What has to be considered?

Planograms have a status, they can be new, active, inactive, old, or have a user-defined status. Planograms can be enabled or disabled.

Planograms can be stored in several versions. Historical versions of a planogram are stable, they do not update automatically when changes are made to the products, and thus enable comparisons with previous planning statuses. However, they can be reactivated and updated by the user and then represent a new version.

Planograms and versions can be mutually compared.

Where does it come from?

The planogram is created in the XPace planogram editor. It can also be created from historical planogram versions by updating.

A planogram can be created automatically from a tabular description. It can be loaded automatically based on rules.

A planogram can be imported from a foreign format.

Fixture

The fixture is the element that is used in space management to set up the shelves. Fixtures have a geometric shape, a parts list of their components and a behavior.

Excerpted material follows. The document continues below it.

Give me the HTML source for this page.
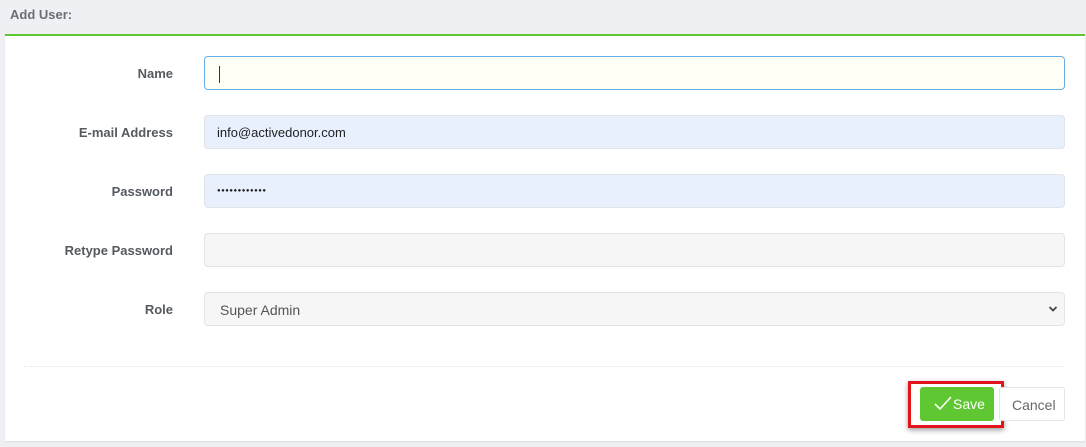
<!DOCTYPE html>
<html><head><style>
*{box-sizing:border-box;margin:0;padding:0}
body{width:1086px;height:447px;background:#eff0f4;font-family:"Liberation Sans",sans-serif;position:relative;overflow:hidden}
.title{position:absolute;left:10px;top:7px;font-size:13px;font-weight:bold;color:#6b6e75}
.panel{position:absolute;left:5px;top:34px;width:1080px;height:407px;background:#fff;border-top:2px solid #5fc732;box-shadow:0 1px 2px rgba(0,0,0,.08)}
.lbl{position:absolute;right:913px;font-size:13px;font-weight:bold;color:#555a61;text-align:right}
.inp{position:absolute;left:204px;width:861px;height:34px;border:1px solid #e3e4e8;border-radius:4px;background:#f6f6f6;font-size:13px;color:#222;padding:9px 12px}
.hr{position:absolute;left:24px;top:366px;width:1040px;border-top:1px dotted #e4e4e4}
</style></head><body>
<div class="title">Add User:</div>
<div class="panel"></div>
<div class="lbl" style="top:66px">Name</div>
<div class="inp" style="top:56px;background:#fffff5;border-color:#66afe9"><span style="display:inline-block;width:1px;height:17px;background:#333;margin-left:2px;vertical-align:middle"></span></div>
<div class="lbl" style="top:125px">E-mail Address</div>
<div class="inp" style="top:115px;background:#e8f0fe">info@activedonor.com</div>
<div class="lbl" style="top:184px">Password</div>
<div class="inp" style="top:174px;background:#e8f0fe;font-size:6px;letter-spacing:0.5px;padding-top:13px">●●●●●●●●●●●●</div>
<div class="lbl" style="top:243px">Retype Password</div>
<div class="inp" style="top:233px"></div>
<div class="lbl" style="top:302px">Role</div>
<div class="inp" style="top:292px;color:#555;font-size:14px;padding-top:9px;padding-left:15px">Super Admin
<svg style="position:absolute;right:6px;top:12px" width="10" height="8" viewBox="0 0 10 8"><path d="M1.5 2l3.5 3.5L8.5 2" stroke="#444" stroke-width="1.8" fill="none"/></svg></div>
<div class="hr"></div>
<div style="position:absolute;left:908px;top:381px;width:96px;height:47px;border:3px solid #e0141a;box-shadow:0 2px 5px rgba(0,0,0,.4)"></div>
<div style="position:absolute;left:920px;top:387px;width:74px;height:34px;background:#5fc732;border-radius:3px;color:#fff;font-size:14px;padding:9px 0 0 14px">
<svg style="position:absolute;left:14px;top:9px" width="18" height="15" viewBox="0 0 18 15"><path d="M1 8l5 5L17 1" stroke="#fff" stroke-width="1.6" fill="none"/></svg><span style="margin-left:19px">Save</span></div>
<div style="position:absolute;left:999px;top:387px;width:66px;height:34px;border:1px solid #e5e5e5;border-radius:3px;color:#666;font-size:14px;padding:9px 0 0 12px;background:#fff">Cancel</div>
</body></html>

The behavior determines how a fixel type interacts with other fixtures and how products are positioned and arranged. Typical fixtures in XPace are

  • Pedestals, columns, uprights and stanchions
  • Shelves and baskets
  • Pegboards with pegs and hooks
  • Top panels, displays, presentation systems
  • Holders, compartments, dividers, price rails
  • Pallets, lattice boxes, chests, cartons, trays
  • Environment elements
  • as well as individually designed displays

The aim is to enable the construction of  a virtual shelf from realistic elements and populate it with goods.

What is a fixture?

The element from which racks are formed.

Simple components constructively create the rack. Carrying fixtures are components that can actually “carry goods”. The products are positioned and arranged on real carrying fixtures. With a display unit object comes a parts list of its components: an XPace “shelf” contains the components “brackets”, “base plate”, “price rail” and “fixing materials” as parts list.

How does it behave?

The fixtures and components are assembled into a (initially empty) rack. Rules, grids and anchor points ensure the correct interaction between different fixels: For example, a shelf moves with its brackets in the grid of the side columns.

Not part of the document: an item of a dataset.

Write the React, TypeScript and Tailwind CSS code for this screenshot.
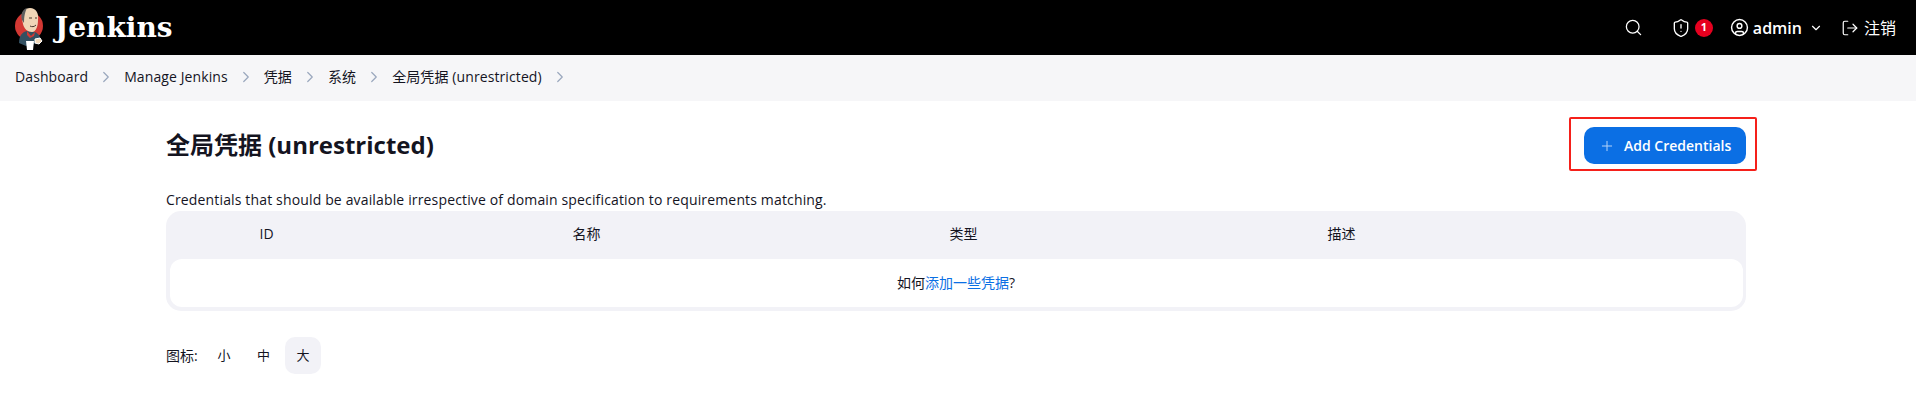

A carrying fixture has attributes that determine how and where products can be positioned. The positioning space for products limits the goods occupancy of the fixel and ensures the correct behaviour.

Which data are required?

A purely constructive component stands alone and can only contain other components. A real carrying fixture also describes where and how the products are to be positioned and arranged. A distinction is made between hanging, standing stacked and loosely piled product positioning.

Which data is optional?

A limitation of the fill level. A forced product rotation. Limits on the size of the product blocks. Grid points and anchor arrays. Behavior in case of gaps. Required grip spaces next to the products. The interaction of several positioning spaces on a fixel.

How is it portrayed?

For each product support, a description of its three-dimensional geometry is stored. This determines both the dimensions and the appearance in the planogram graphic.

Where does it come from?

The XPace standard library contains all relevant fixtures for the construction of wall shelving, centre space gondolas, pallets and lattice boxes as well as heavy duty shelving. These parts already cover the most common applications.

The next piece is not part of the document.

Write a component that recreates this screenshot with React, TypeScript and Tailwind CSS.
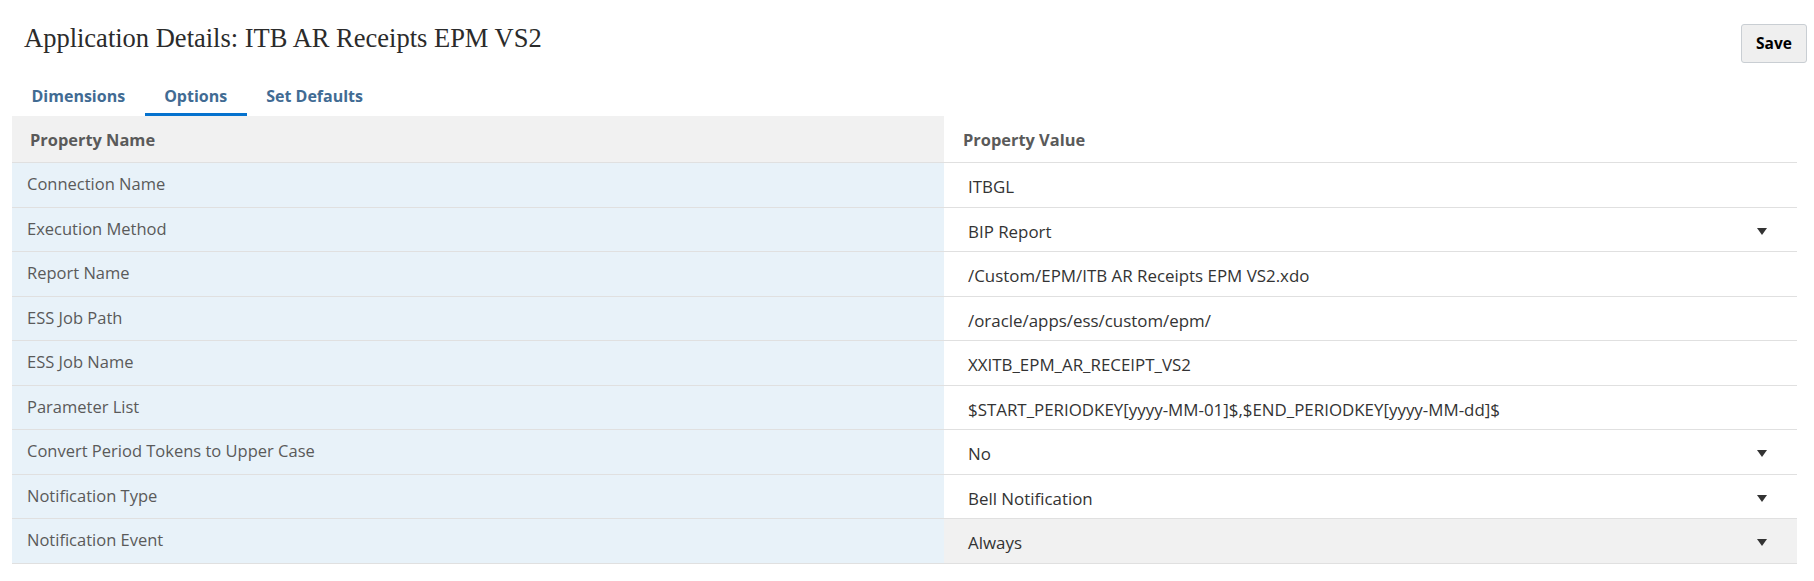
import React from 'react';

type Row = { name: string; value: string; select?: boolean; active?: boolean };

const rows: Row[] = [
  { name: 'Connection Name', value: 'ITBGL' },
  { name: 'Execution Method', value: 'BIP Report', select: true },
  { name: 'Report Name', value: '/Custom/EPM/ITB AR Receipts EPM VS2.xdo' },
  { name: 'ESS Job Path', value: '/oracle/apps/ess/custom/epm/' },
  { name: 'ESS Job Name', value: 'XXITB_EPM_AR_RECEIPT_VS2' },
  { name: 'Parameter List', value: '$START_PERIODKEY[yyyy-MM-01]$,$END_PERIODKEY[yyyy-MM-dd]$' },
  { name: 'Convert Period Tokens to Upper Case', value: 'No', select: true },
  { name: 'Notification Type', value: 'Bell Notification', select: true },
  { name: 'Notification Event', value: 'Always', select: true, active: true },
];

const tabs = ['Dimensions', 'Options', 'Set Defaults'];

const Caret = () => (
  <svg width="10" height="7" viewBox="0 0 10 7" className="shrink-0">
    <path d="M0 0 H10 L5 7 Z" fill="#333" />
  </svg>
);

export default function App() {
  return (
    <div className="w-[1814px] h-[581px] bg-white pt-[22px] font-['Open_Sans',sans-serif] overflow-hidden">
      <div className="flex justify-between items-start h-[55px] pl-[24px] pr-[7px]">
        <h1 className="font-['Liberation_Serif',serif] text-[26.5px] leading-[32px] text-[#2b2b2b]">
          Application Details: ITB AR Receipts EPM VS2
        </h1>
        <button className="mt-[2px] h-[39px] w-[66px] rounded-[3px] border border-[#c9ced3] bg-[#efefef] text-[15.5px] font-bold text-black">
          Save
        </button>
      </div>

      <div className="flex pl-[12px]">
        {tabs.map(t => (
          <div
            key={t}
            className={`px-[19.5px] pt-[7px] pb-[5px] border-b-[3px] text-[16px] leading-[24px] font-bold text-[#416b93] ${
              t === 'Options' ? 'border-[#0572ce]' : 'border-transparent'
            }`}
          >
            {t}
          </div>
        ))}
      </div>

      <div className="ml-[12px] w-[1785px]">
        <div className="flex h-[47px] border-b border-[#e0e0e0] font-bold text-[16.4px] text-[#5a5a5a]">
          <div className="w-[932px] bg-[#f1f1f1] flex items-center pl-[18px] pt-[3px]">Property Name</div>
          <div className="flex-1 flex items-center pl-[19px] pt-[3px]">Property Value</div>
        </div>
        {rows.map(r => (
          <div key={r.name} className="flex h-[44.5px] border-b border-[#e0e0e0]">
            <div className="w-[932px] bg-[#e8f2f9] flex items-center pl-[15px] text-[16.5px] text-[#5a5a5a]">{r.name}</div>
            <div
              className={`flex-1 flex items-center justify-between pl-[24px] pr-[30px] pt-[4px] text-[16.9px] text-[#333] ${
                r.active ? 'bg-[#f1f1f1]' : 'bg-white'
              }`}
            >
              <span>{r.value}</span>
              {r.select && <Caret />}
            </div>
          </div>
        ))}
      </div>
    </div>
  );
}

Special components, displays, holders and presentation systems can be created with the XPace Mockup module and integrated into the component library.

Product

The product is the central data element in space management. Product data determines how, where and why positioning is performed on the shelf.

XPace distinguishes between

  • the product master data record that describes the product in general
  • product positioning, which defines a specific, localized product block on the shelf

The aim is to be able to insert products with their dimensions and data into a planogram and manage them at their position.

What is a product?

The central element of desire on the shelf. The product is a source of revenue and profit. The products should adequately represent their product group on limited shelf space and meet customer expectations. To do this, they compete for available shelf space.

How is it identified?

The primary key is the article number (stock keeping unit, SKU). Variants of an article can be distinguished by a Variant ID. The EAN/UPC/GTIN also identifies a product, but is often not unique enough. Further IDs can be added within the framework of merchandise management.

Which data are required?

For shelf planning, at least the article number, a descriptive text and the width, height and depth in terms of packaging dimensions are required.

Which data is optional?

Classifying assignments such as merchandise category, assortment, brand, product family. Prices and conditions. Additional texts, also in foreign languages. Customized price lists. Logistical data such as hangability, pourability, position of the hook hole, nesting. Target specifications for quantities and packaging units. Components in the sense of a bill of materials. Rules and restrictions for positioning on specific fixtures.

How is it represented?

In the simplest case as white or colored box. When digital images are available for the products, the images can show the product photorealistically from one or all sides.

3D models can create geometries that differ from the simple box, which allows the product to be displayed completely realistically on the shelf or on the pallet.

What has to be considered?

Enable positioning types: in XPace, a product can be positioned as hanging, standing stacked or loosely piled, the permitted types are defined per article.

Prospective articles are products that do not yet exist in the company’s active product range, that is, they have not yet been created in merchandise management, but should already be used for shelf planning. These articles can be managed separately.

Foreign goods and dummy articles can be managed in a separate XPace channel.

Articles can have a status, for example, they are new or expiring. The status can be taken into account in queries.

Where does it come from?

Product data is usually taken from other data sources that are maintained in other systems. Sources can be a merchandise management system, an ERP system, a PIM or PDM system, any database or Excel. Data access works via one of the supported interface technologies. The data transfer is controlled by an import script.

Product data and product forms of alternative, new or prospective articles can be created and designed directly in XPace. They are managed in a separate channel.

Shelf planning

Virtual shelf planning generates a planogram that manages the data of all fixtures and products in a virtual project.

The general procedure of shelf planning follows this general scheme:

  • Define assortment
  • Generate planogram
  • Assemble the rack frame
  • Insert products
  • Modify and individualize
  • Evaluate
  • Adjust
  • Finally evaluate
  • Document
  • Persist
  • Export and trigger subsequent processes
  • Observe
  • Optimise over time with target/actual comparison

XPace contains all functions, algorithms, data structures and interfaces for qualified planogramming.